I especially needed that last one. We undervalue what comes easily, but the reason it comes easily is because it is ours. For example, I look up to my friend Shahirah, because her writing displays such timeliness and astute political understanding, but I know better than to try to write like that.
Shahirah also keeps me from giving up writing. I have pined for her greatly since her removal to Chi-town, but she is most excellent on the texteses and today inspired me with some words about Edna St. Vincent Millay, whose morning schedule makes me feel marginally better about myself:
CHART
MISS MILLAY
Dec. 31, 1940
Awoke 7:30, after untroubled night. Pain less than previous day.
7:35- Urinated- no difficulty or distress
7:40- 3/8 gr. M.S. {morphine shot} hypodermically, self-administered in left upper arm…
7:45-8- smoked cigarette (Egyptian) mouth burns from excessive smoking
8:15- Thirsty, went to the ice box for a glass of water, but no water there. Take can of beer instead which do not want. Headache, lassitude…
8:20- cigarette (Egyptian)
9:00- “
9:30- Gin Rickey (cigarette)
11:15- Gin Rickey
12:15- Martini (4 cigarettes)
12:45- 1/4 grain M.S. & cigarette
1.- Pain bad and also in lumbar region. no relief from M.S.
I think I like the word "malinger" so much because it somehow feels onomatopoetic, although it can't be, since malingering is pretty much a silent activity apart from the sound of your fingers on the keyboard as you Google your frenemies and the occasional sigh of self-pity.
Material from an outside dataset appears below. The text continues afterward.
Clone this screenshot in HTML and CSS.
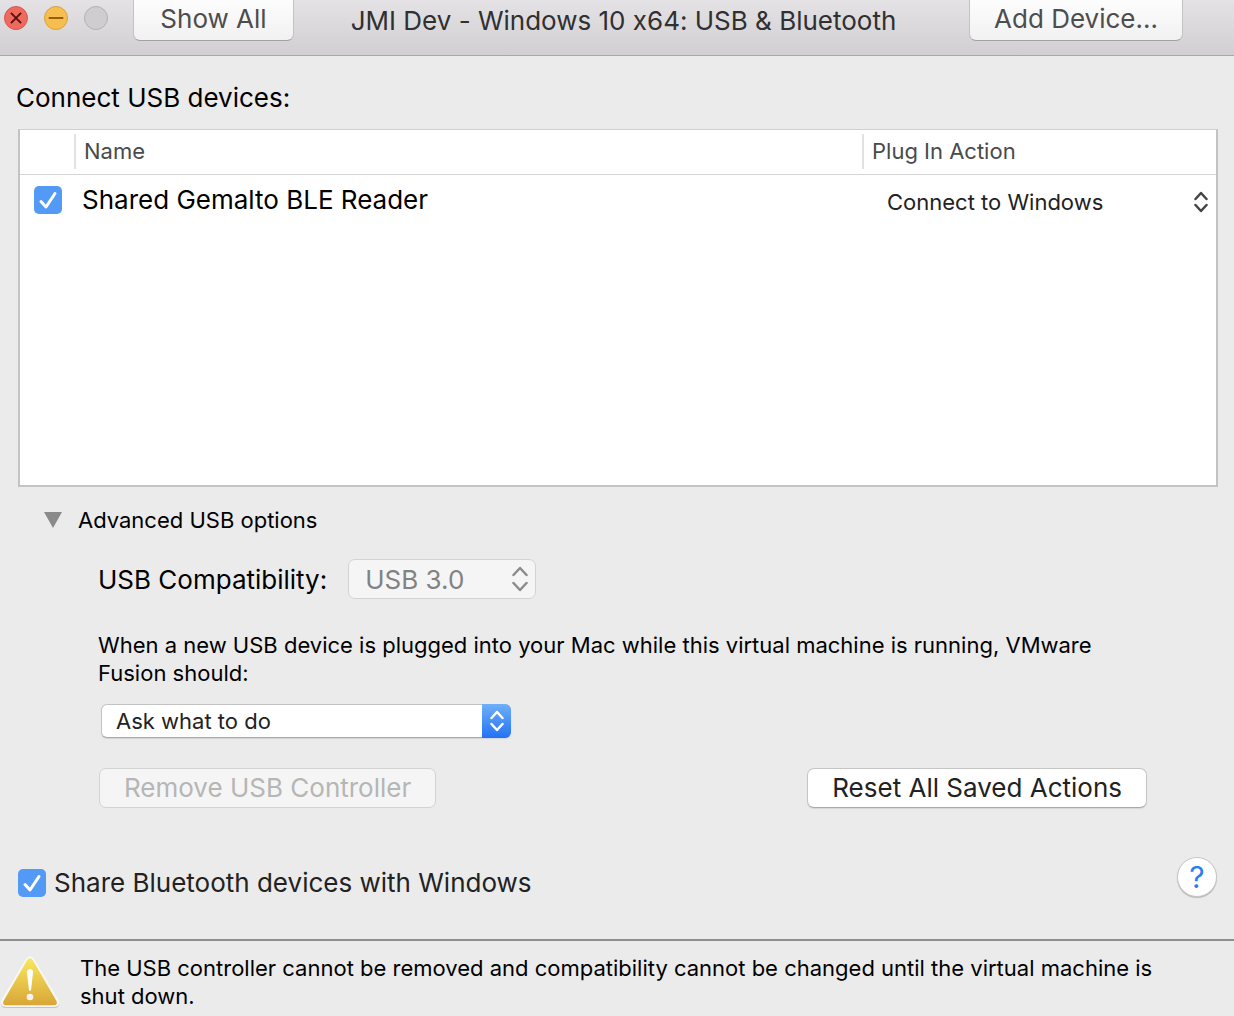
FILE: index.html
```html
<!DOCTYPE html>
<html lang="en">
<head>
<meta charset="utf-8">
<meta name="viewport" content="width=device-width, initial-scale=1">
<title>JMI Dev - Windows 10 x64: USB &amp; Bluetooth</title>
<link rel="stylesheet" href="styles.css">
</head>
<body>
<header class="titlebar">
  <div class="lights">
    <button class="light light-close" type="button" aria-label="Close"><svg viewBox="0 0 24 24"><path d="M6.5 6.5l11 11M17.5 6.5l-11 11" stroke="#5a0d0a"/></svg></button>
    <button class="light light-min" type="button" aria-label="Minimize"><svg viewBox="0 0 24 24"><path d="M4 12h16" stroke="#8f5410"/></svg></button>
    <button class="light light-zoom" type="button" aria-label="Zoom" disabled></button>
  </div>
  <button class="tool tool-show" type="button">Show All</button>
  <h1 class="title">JMI Dev - Windows 10 x64: USB &amp; Bluetooth</h1>
  <button class="tool tool-add" type="button">Add Device...</button>
</header>
<main class="pane">
  <h2 class="heading">Connect USB devices:</h2>
  <div class="devices">
    <table class="grid">
      <colgroup><col class="col-check"><col><col class="col-action"></colgroup>
      <thead>
        <tr><th aria-label="Connected"></th><th><span class="cell">Name</span></th><th><span class="cell">Plug In Action</span></th></tr>
      </thead>
      <tbody>
        <tr>
          <td class="td-check"><input class="check" type="checkbox" id="dev" checked></td>
          <td class="td-name"><label for="dev">Shared Gemalto BLE Reader</label></td>
          <td>
            <div class="pick pick-plain">
              <select aria-label="Plug In Action"><option>Connect to Windows</option></select>
              <svg class="arrows" viewBox="0 0 14 22"><path d="M1.500 8L7 2l5.500 6M1.500 14L7 20l5.500-6"/></svg>
            </div>
          </td>
        </tr>
      </tbody>
    </table>
  </div>
  <details class="advanced" open>
    <summary class="summary"><svg class="triangle" viewBox="0 0 18 16"><path d="M0 0h18L9 16z"/></svg>Advanced USB options</summary>
    <div class="options">
      <div class="compat">
        <label for="compat">USB Compatibility:</label>
        <div class="pick pick-disabled">
          <select id="compat" disabled><option>USB 3.0</option></select>
          <svg class="arrows" viewBox="0 0 16 26"><path d="M1.500 9L8 2l6.500 7M1.500 17L8 24l6.500-7"/></svg>
        </div>
      </div>
      <label class="note" for="plug">When a new USB device is plugged into your Mac while this virtual machine is running, VMware Fusion should:</label>
      <div class="pick pick-blue">
        <select id="plug"><option>Ask what to do</option></select>
        <span class="cap"><svg class="arrows" viewBox="0 0 14 22"><path d="M1.500 8L7 2l5.500 6M1.500 14L7 20l5.500-6"/></svg></span>
      </div>
      <div class="actions">
        <button class="push" type="button" disabled>Remove USB Controller</button>
        <button class="push" type="button">Reset All Saved Actions</button>
      </div>
    </div>
  </details>
  <div class="share">
    <label class="share-label"><input class="check" type="checkbox" checked>Share Bluetooth devices with Windows</label>
    <button class="help" type="button" aria-label="Help">?</button>
  </div>
</main>
<footer class="warning">
  <svg class="alert" viewBox="0 0 60 54" aria-hidden="true">
    <defs><linearGradient id="gold" x1="0" y1="0" x2="0" y2="1"><stop offset="0" stop-color="#f9e75f"/><stop offset="1" stop-color="#d9a637"/></linearGradient></defs>
    <path d="M25.500 5.500Q30-1 34.500 5.500L58 46Q60.500 52.500 54 53H6Q-.5 52.500 2 46z" fill="#aaa" opacity=".6"/>
    <path d="M25.500 4.500Q30-2 34.500 4.500L58.500 45Q60.500 51.500 54 52H6Q-.5 51.500 1.500 45z" fill="#f8f8f6"/>
    <path d="M27 5.500Q30 1 33 5.500L56.500 46Q58 50 54 50.300H6Q2 50 3.500 46z" fill="url(#gold)"/>
    <path d="M26.800 16Q30 12 33.200 16L31 35Q30 37 29 35z" fill="#fff"/>
    <circle cx="30" cy="42" r="3.300" fill="#f3f3f3"/>
  </svg>
  <p class="warning-text">The USB controller cannot be removed and compatibility cannot be changed until the virtual machine is shut down.</p>
</footer>
</body>
</html>
```
FILE: styles.css
```css
* { box-sizing: border-box; }
body {
  margin: 0;
  background: #ebebeb;
  color: #000;
  font-family: Inter, Roboto, "Liberation Sans", sans-serif;
  font-size: 26px;
  line-height: 32px;
  font-variant-ligatures: no-contextual;
}
button, select { font: inherit; color: #222; }
svg { display: block; }

.titlebar {
  display: flex;
  align-items: flex-start;
  height: 56px;
  padding: 0 51px 0 4px;
  background: linear-gradient(#e4e2e4, #d1cfd1);
  border-bottom: 1px solid #a9a8a9;
}
.lights { display: flex; gap: 16px; padding-top: 6px; margin-right: 25px; }
.light { width: 24px; height: 24px; padding: 0; border: 1px solid; border-radius: 50%; }
.light svg { width: 22px; height: 22px; fill: none; stroke-width: 2; }
.light-close { background: #ee6a5f; border-color: #d5584e; }
.light-min { background: #f6be4f; border-color: #dba23c; }
.light-zoom { background: #cfcecf; border-color: #b3b2b3; }
.tool {
  height: 41px;
  padding: 0 0 2px;
  color: #4d4d4d;
  background: linear-gradient(#fdfdfd, #f1f1f1);
  border: 1px solid #c4c3c4;
  border-top: 0;
  border-bottom-color: #a3a2a3;
  border-radius: 0 0 7px 7px;
}
.tool-show { width: 161px; }
.tool-add { width: 214px; }
.title {
  flex: 1;
  margin: 0;
  padding: 5px 16px 0 0;
  color: #303030;
  font-size: 26px;
  font-weight: 400;
  text-align: center;
  white-space: nowrap;
}

.pane { padding: 26px 16px 42px 18px; }
.heading { margin: 0 0 15px -2px; font-size: 26px; font-weight: 400; }
.devices {
  min-height: 358px;
  background: #fff;
  border: 2px solid #c3c3c3;
  border-top: 1px solid #d0d0d0;
}
.grid { width: 100%; border-collapse: separate; border-spacing: 0; table-layout: fixed; }
.col-check { width: 54px; }
.col-action { width: 354px; }
.grid th {
  height: 45px;
  padding: 0 0 2px;
  border-bottom: 1px solid #d4d4d4;
  color: #4a4a4a;
  font-size: 22px;
  font-weight: 400;
  text-align: left;
}
.cell { display: block; padding-left: 8px; border-left: 2px solid #e2e2e2; line-height: 35px; }
.grid td { height: 50px; padding: 0; }
.grid .td-check { padding-left: 14px; }
.grid .td-name { padding-left: 8px; }
.check {
  display: block;
  flex: none;
  width: 28px;
  height: 28px;
  margin: 0;
  appearance: none;
  border-radius: 5px;
  background: #5399f6 url("data:image/svg+xml,%3Csvg xmlns='http://www.w3.org/2000/svg' viewBox='0 0 28 28'%3E%3Cpath d='M7 15.500l5 5.500L21 7.500' fill='none' stroke='%23fff' stroke-width='3' stroke-linecap='round' stroke-linejoin='round'/%3E%3C/svg%3E");
}

.pick { position: relative; }
.pick select {
  display: block;
  width: 100%;
  height: 34px;
  margin: 0;
  appearance: none;
  background: none;
  border: 0;
  font-size: 22px;
  opacity: 1;
}
.arrows {
  width: 14px;
  height: 22px;
  fill: none;
  stroke: #444;
  stroke-width: 2.500;
  stroke-linecap: round;
  stroke-linejoin: round;
}
.pick > .arrows { position: absolute; top: 0; bottom: 0; margin: auto 0; right: 8px; pointer-events: none; }
.pick-plain { margin-top: 4px; }
.pick-plain select { padding: 0 24px 0 25px; }
.pick-disabled { width: 188px; }
.pick-disabled select {
  height: 40px;
  padding: 2px 32px 0 16px;
  font-size: 26px;
  color: #828282;
  background: #f5f5f5;
  border: 1px solid #d3d3d3;
  border-radius: 7px;
}
.pick-disabled .arrows { width: 16px; height: 26px; stroke: #8c8c8c; }
.pick-blue { width: 410px; margin-left: 3px; }
.pick-blue select {
  padding: 0 40px 0 14px;
  background: #fff;
  border: 1px solid #c3c3c3;
  border-bottom-color: #a9a9a9;
  border-radius: 6px;
  box-shadow: 0 1px 1px #d4d4d4;
}
.cap {
  position: absolute;
  top: 0;
  right: 0;
  bottom: 0;
  display: grid;
  place-items: center;
  width: 29px;
  border-radius: 0 6px 6px 0;
  background: linear-gradient(#6fb0f8, #2272f6);
  pointer-events: none;
}
.cap .arrows { stroke: #fff; }

.advanced { margin-top: 19px; }
.summary {
  display: flex;
  align-items: center;
  gap: 16px;
  padding-left: 26px;
  font-size: 22px;
  line-height: 28px;
  list-style: none;
}
.triangle { width: 18px; height: 16px; fill: #8a8a8a; }
.options { padding: 25px 71px 0 80px; }
.compat { display: flex; align-items: center; gap: 21px; }
.compat label { padding-top: 2px; }
.note { display: block; margin: 32px 0 17px; font-size: 22px; line-height: 28px; }
.actions { display: flex; justify-content: space-between; margin: 30px 0 0 1px; }
.push {
  height: 40px;
  padding: 0 24px;
  background: #fff;
  border: 1px solid #c6c6c6;
  border-bottom-color: #a9a9a9;
  border-radius: 7px;
  box-shadow: 0 1px 1px #d6d6d6;
}
.push:disabled { color: #b6b6b6; background: #f5f5f5; border-color: #d3d3d3; box-shadow: none; }

.share { display: flex; align-items: flex-end; justify-content: space-between; margin: 49px 1px 0 0; }
.share-label { display: flex; align-items: center; gap: 8px; color: #222; line-height: 28px; }
.help {
  width: 40px;
  height: 40px;
  padding: 0;
  color: #2a7bf6;
  background: #fff;
  border: 1px solid #c6c6c6;
  border-radius: 50%;
  box-shadow: 0 1px 1px #b9b9b9;
  font-size: 30px;
}
.warning {
  display: flex;
  align-items: flex-start;
  gap: 20px;
  padding: 13px 34px 6px 0;
  border-top: 2px solid #8d8d8d;
}
.alert { flex: none; width: 60px; height: 54px; margin-top: 1px; }
.warning-text { margin: 0; font-size: 22px; line-height: 28px; }
```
Claudia Rankine (who is sighing for a much more legit reason) writes:
"To live through the days sometimes you moan like a deer. Sometimes you sigh. The world says stop that. Another sigh. Another stop that. Moaning elicits laughter, sighing upsets. Perhaps each sigh is drawn into existence to pull in, pull under, who knows; truth be told, you could no more control these sighs than that which brings the sighs about."
Citizen is a brilliant, beautiful, compressed, genre-defying book that I read on the recommendation of my husband, the misogynist, who sighed a whole lot while he was being trolled.
I'll eventually stop calling my husband "The Misogynist," but not yet, because it's still too much fun. He took a while to stop calling me "The Replicant" after my jump rope injury put me in an orthopedic boot that he claimed made me look like a robot from Blade Runner. This was actually a compliment, though. Because look at Pris.
Coincidentally, I sustained the jump rope injury aboard the same ill-fated jazz cruise on which Ethan became a misogynist by interviewing Robert Glasper. Although maybe it wasn't so ill-fated as we once suspected, because, while I iced my leg and malingered, he spent the cruise composing a suite of music for a new Mark Morris dance called Pepperland that just premiered in Liverpool to great acclaim.
I was lucky enough to catch a dress rehearsal, although without Elizabeth Kurtzman's fabulous costumes. The music is beautiful and strange, for voice, theramin (!!!), piano, harpsichord, trombone, soprano sax (Sam Newsome!), and drums. The dance, like all of Mark's work, is both simple and deep, funny and sad. I can't wait until it comes to BAM.
There are actual roosters crowing as I blog, which reminds me that "cock-a-doodle-do" was the example my sixth grade English teacher, Ferne, gave when I asked her what "onomatopoetic" meant. When I touched down in Paris for the first time, a passenger on my plane cried out "Cocorico!" which is how roosters crow in French.
My Sanskrit teacher, Vyas Houston, said all of Sanskrit was like that, the sound of the words matching the essential vibration of the objects they signified, even for abstract nouns like satya or ahimsa. I don't know how accurate that is, but I do know that Vyas lived in a world of enhanced connection to sound. In a weekend seminar of 40 people, he would have everyone's name memorized by the end of the morning session, and it wasn't some cheap memory trick. He matched the sound of your name to who you were. When you ran into him years later, he still knew your name.
"Writing is writing," says Steve, when I tell him all I did today was blog. "Even not writing is writing."